Historical Context of the Fee Structure
The court highlighted that the unequal service fees were not an arbitrary imposition by the majority but rather an established arrangement agreed upon by the original shareholders at the formation of the corporation. The initial by-laws and agreements reflected the acceptance of this fee structure, which was based on the varying values of the apartments. The court noted that different apartments had different conditions and values, which justified the differences in service fees. As such, the original acceptance of this structure by all shareholders was significant in the court's assessment of whether the majority's actions constituted oppression. The court maintained that the mere existence of unequal fees, as previously accepted, did not amount to a violation of legal standards or the corporation's by-laws.
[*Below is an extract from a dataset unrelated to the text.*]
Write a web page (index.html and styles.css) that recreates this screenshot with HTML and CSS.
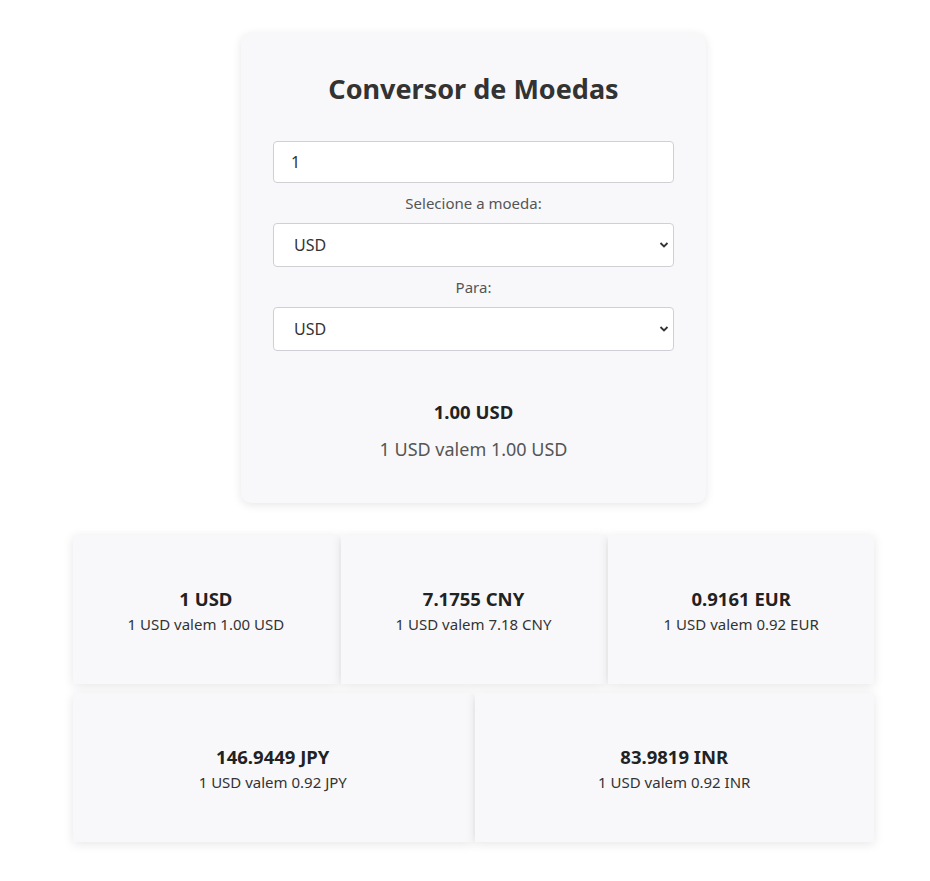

Judicial Non-Interference in Corporate Governance
The court reiterated the principle that courts generally do not interfere in the internal management of corporations unless there is clear evidence of wrongdoing, such as fraud or oppressive conduct. The court emphasized that errors in judgment made by corporate officers or majority shareholders are typically insufficient to warrant judicial intervention. In this case, the court found no evidence of ultra vires acts or any wrongful conduct that would justify overturning the decisions made by the majority shareholders regarding the fee structure. As a result, the court ruled that it would not substitute its judgment for that of the shareholders regarding the management of the corporation, reinforcing the respect for the autonomy of corporate governance.